It’s B! My Virgo twin finally admits that she’s one powerful bish! Bow down! Check out excerpts from her GQ interview below….
[via GQ] This month, two weeks after she headlines the halftime show at Super Bowl XLVII, she will premiere an HBO “documentary”—more like a visual autobiography—about herself and her family that she financed, directed, produced, narrated, and stars in. This is a woman, after all, who’s sold 75 million albums, just signed a $50 million endorsement deal with Pepsi (her flawless visage will festoon actual cans of soda), and will soon embark on a world tour to promote her fifth solo album, as yet untitled, due out as early as April. Who wouldn’t want to know how she gets the job done?

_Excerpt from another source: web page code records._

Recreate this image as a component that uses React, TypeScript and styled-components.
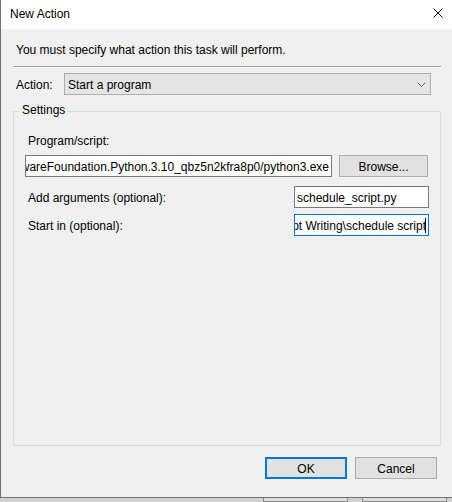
import React from "react";
import styled, { createGlobalStyle } from "styled-components";

const GlobalStyle = createGlobalStyle`
  html, body { margin: 0; padding: 0; background: #d2d2d2; }
  body {
    font-family: "Liberation Sans", Arial, sans-serif;
    font-size: 12px;
    color: #000;
  }
  * { box-sizing: border-box; }
`;

const Window = styled.div`
  width: 452px;
  height: 498px;
  border-left: 1px solid #707070;
  border-bottom: 1px solid #707070;
  background: #f0f0f0;
  display: flex;
  flex-direction: column;
`;

const TitleBar = styled.div`
  height: 29px;
  flex: none;
  background: #ffffff;
  display: flex;
  justify-content: space-between;
  padding: 0 9px 0 9px;
`;

const Title = styled.span`
  line-height: 29px;
`;

const CloseIcon = styled.svg`
  margin-top: 8px;
  width: 10px;
  height: 10px;
`;

const Body = styled.div`
  flex: 1;
  display: flex;
  flex-direction: column;
  padding: 13px 11px 0 12px;
`;

const Instruction = styled.div`
  margin-left: 3px;
  line-height: 16px;
  height: 16px;
`;

const Separator = styled.div`
  margin-top: 8px;
  height: 2px;
  border-top: 1px solid #a0a0a0;
  border-bottom: 1px solid #ffffff;
`;

const ActionRow = styled.div`
  margin-top: 5px;
  display: flex;
  align-items: center;
  height: 22px;
`;

const ActionLabel = styled.span`
  width: 48px;
  margin-left: 3px;
  line-height: 16px;
  padding-top: 1px;
`;

const Combo = styled.div`
  width: 367px;
  height: 22px;
  border: 1px solid #adadad;
  background: #e5e5e5;
  display: flex;
  align-items: center;
  justify-content: space-between;
  padding: 1px 4px 0 3px;
  line-height: 16px;
`;

const Chevron = styled.svg`
  width: 9px;
  height: 5px;
  margin-top: -1px;
`;

const Group = styled.div`
  position: relative;
  margin-top: 16px;
  height: 335px;
  border: 1px solid #dcdcdc;
  padding: 20px 11px 0 11px;
  display: flex;
  flex-direction: column;
`;

const Legend = styled.span`
  position: absolute;
  top: -10px;
  left: 6px;
  padding: 0 2px;
  background: #f0f0f0;
  line-height: 16px;
`;

const FieldLabel = styled.span`
  margin-left: 3px;
  line-height: 16px;
  padding-top: 1px;
`;

const ProgramRow = styled.div`
  margin-top: 6px;
  display: flex;
  gap: 7px;
`;

const FieldRow = styled.div<{ $gap: number }>`
  margin-top: ${(p) => p.$gap}px;
  display: flex;
  align-items: center;
  justify-content: space-between;
  height: 22px;
`;

const TextBox = styled.div<{ $width: number; $focused?: boolean; $alignEnd?: boolean }>`
  width: ${(p) => p.$width}px;
  height: 22px;
  flex: none;
  background: #ffffff;
  border: 1px solid ${(p) => (p.$focused ? "#0078d7" : "#7a7a7a")};
  display: flex;
  align-items: center;
  justify-content: ${(p) => (p.$alignEnd ? "flex-end" : "flex-start")};
  overflow: hidden;
  white-space: nowrap;
  padding: 1px 2px 0 2px;
  line-height: 16px;
`;

const Caret = styled.span`
  flex: none;
  width: 1px;
  height: 15px;
  background: #000;
  margin-left: -1px;
`;

const Button = styled.div<{ $width: number; $default?: boolean }>`
  width: ${(p) => p.$width}px;
  height: 22px;
  flex: none;
  background: #e1e1e1;
  border: ${(p) => (p.$default ? "2px solid #0078d7" : "1px solid #adadad")};
  display: flex;
  align-items: center;
  justify-content: center;
  line-height: 16px;
  padding-top: 1px;
`;

const Footer = styled.div`
  margin-top: 11px;
  display: flex;
  justify-content: flex-end;
  gap: 8px;
  padding-right: 4px;
`;

const BehindStrip = styled.div`
  height: 4px;
  display: flex;
  padding-left: 263px;
  gap: 14px;
`;

const GhostButton = styled.div`
  width: 85px;
  height: 4px;
  border: 1px solid #8a8a8a;
  border-top: none;
  background: #dedede;
`;

export default function App() {
  return (
    <>
      <GlobalStyle />
      <Window>
        <TitleBar>
          <Title>New Action</Title>
          <CloseIcon viewBox="0 0 10 10">
            <path d="M0.5 0.5 L9.5 9.5 M9.5 0.5 L0.5 9.5" stroke="#000" strokeWidth="1" fill="none" />
          </CloseIcon>
        </TitleBar>
        <Body>
          <Instruction>You must specify what action this task will perform.</Instruction>
          <Separator />
          <ActionRow>
            <ActionLabel>Action:</ActionLabel>
            <Combo>
              <span>Start a program</span>
              <Chevron viewBox="0 0 9 5">
                <path d="M0.5 0.5 L4.5 4.5 L8.5 0.5" stroke="#606060" strokeWidth="1" fill="none" />
              </Chevron>
            </Combo>
          </ActionRow>
          <Group>
            <Legend>Settings</Legend>
            <FieldLabel>Program/script:</FieldLabel>
            <ProgramRow>
              <TextBox $width={307} $alignEnd>
                C:\Users\User\AppData\Local\Microsoft\WindowsApps\PythonSoftwareFoundation.Python.3.10_qbz5n2kfra8p0/python3.exe
              </TextBox>
              <Button $width={89}>Browse...</Button>
            </ProgramRow>
            <FieldRow $gap={9}>
              <FieldLabel>Add arguments (optional):</FieldLabel>
              <TextBox $width={135}>schedule_script.py</TextBox>
            </FieldRow>
            <FieldRow $gap={6}>
              <FieldLabel>Start in (optional):</FieldLabel>
              <TextBox $width={135} $focused $alignEnd>
                <span>C:\Users\User\Documents\Script Writing\schedule script</span>
                <Caret />
              </TextBox>
            </FieldRow>
          </Group>
          <Footer>
            <Button $width={82} $default>OK</Button>
            <Button $width={82}>Cancel</Button>
          </Footer>
        </Body>
      </Window>
      <BehindStrip>
        <GhostButton />
        <GhostButton />
      </BehindStrip>
    </>
  );
}
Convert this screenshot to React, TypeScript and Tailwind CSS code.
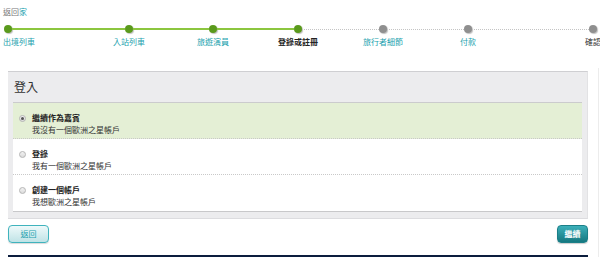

“I worked so hard during my childhood to meet this goal: By the time I was 30 years old, I could do what I want,” she says. “I’ve reached that. I feel very fortunate to be in that position. But I’ve sacrificed a lot of things, and I’ve worked harder than probably anyone I know, at least in the music industry. So I just have to remind myself that I deserve it.”
Beyoncé has thousands of hours of private footage, compiled by a “visual director” Beyoncé employs who has shot practically her every waking moment, up to sixteen hours a day, since 2005. In this footage, Beyoncé wears her hair up, down, with bangs, and without. In full makeup and makeup-free, she can be found shaking her famous ass onstage, lounging in her dressing room, singing Coldplay’s “Yellow” to Jay-Z over an intimate dinner, and rolling over sleepy-eyed in bed. This digital database, modeled loosely on NBC’s library, is a work in progress—the labeling, date-stamping, and cross-referencing has been under way for two years, and it’ll be several months before that process is complete. But already, blinking lights signal that the product that is Beyoncé is safe and sound and ready to be summoned— and monetized—at the push of a button.
And this room—she calls it her “crazy archive”—is a key part of that, she will explain, so, “you know, I can always say, ‘I want that interview I did for GQ,’ and we can find it.” And indeed, she will be able to find it, because the room in which you are sitting is rigged with a camera and microphone that is capturing not just her every utterance but yours as well. These are the ground rules: Before you get to see Beyoncé, you must first agree to live forever in her archive, too.
It stands to reason that when a girl owns her every likeness, as Beyoncé does, it can make her even more determined to be perfect. (Beyoncé isn’t just selling Beyoncé’s music, of course; she’s selling her iconic stature: a careful melding of the aspirational and the unattainable.) So when she’s on tour, every night she heads back to her hotel room with a DVD of the show she’s just performed. Before going to sleep, she watches that show, critiquing herself, her dancers, her cameramen. The next morning, everyone receives pages of notes.
BUT WAIT, WHAT ABOUT HER MUSIC?
On her collaborators: “I’ve been working with Pharrell and Timbaland and Justin Timberlake and Dream. We all started in the ’90s, when R&B was the most important genre, and we all kind of want that back: the feeling that music gave us.”
On songwriting: “I used to start with lyrics and then I’d find tracks—often it was something I had in my head, and it just so happened to go with the melody. Now I write with other writers. It starts with the title or the concept of what I’m trying to say, and then I’ll go into the booth and sing my idea. Then we work together to layer on.”
On the album’s influences: “Mostly R&B. I always have my Prince and rock/soul influences. There’s a bit of D’Angelo, some ’60s doo-wop. And Aretha and Diana Ross.”
“One of the reasons I connect to the Super Bowl is that I approach my shows like an athlete,” she says now. “You know how they sit down and watch whoever they’re going to play and study themselves? That’s how I treat this. I watch my performances, and I wish I could just enjoy them, but I see the light that was late. I see, ‘Oh God, that hair did not work.’ Or ‘I should never do that again.’ I try to perfect myself. I want to grow, and I’m always eager for new information.”
“You know, equality is a myth, and for some reason, everyone accepts the fact that women don’t make as much money as men do. I don’t understand that. Why do we have to take a backseat?” she says in her film, which begins with her 2011 decision to sever her business relationship with her father. “I truly believe that women should be financially independent from their men. And let’s face it, money gives men the power to run the show. It gives men the power to define value. They define what’s sexy. And men define what’s feminine. It’s ridiculous.”
Now she says, “You know, when I was writing the Destiny’s Child songs, it was a big thing to be that young and taking control. And the label at the time didn’t know that we were going to be that successful, so they gave us all control. And I got used to it. It is my goal in life to be that example. And I think it will, hopefully, trickle down, and more artists will see that. Because it only makes sense. It’s only fair.”
“I now know that, yes, I am powerful,” she says. “I’m more powerful than my mind can even digest and understand.”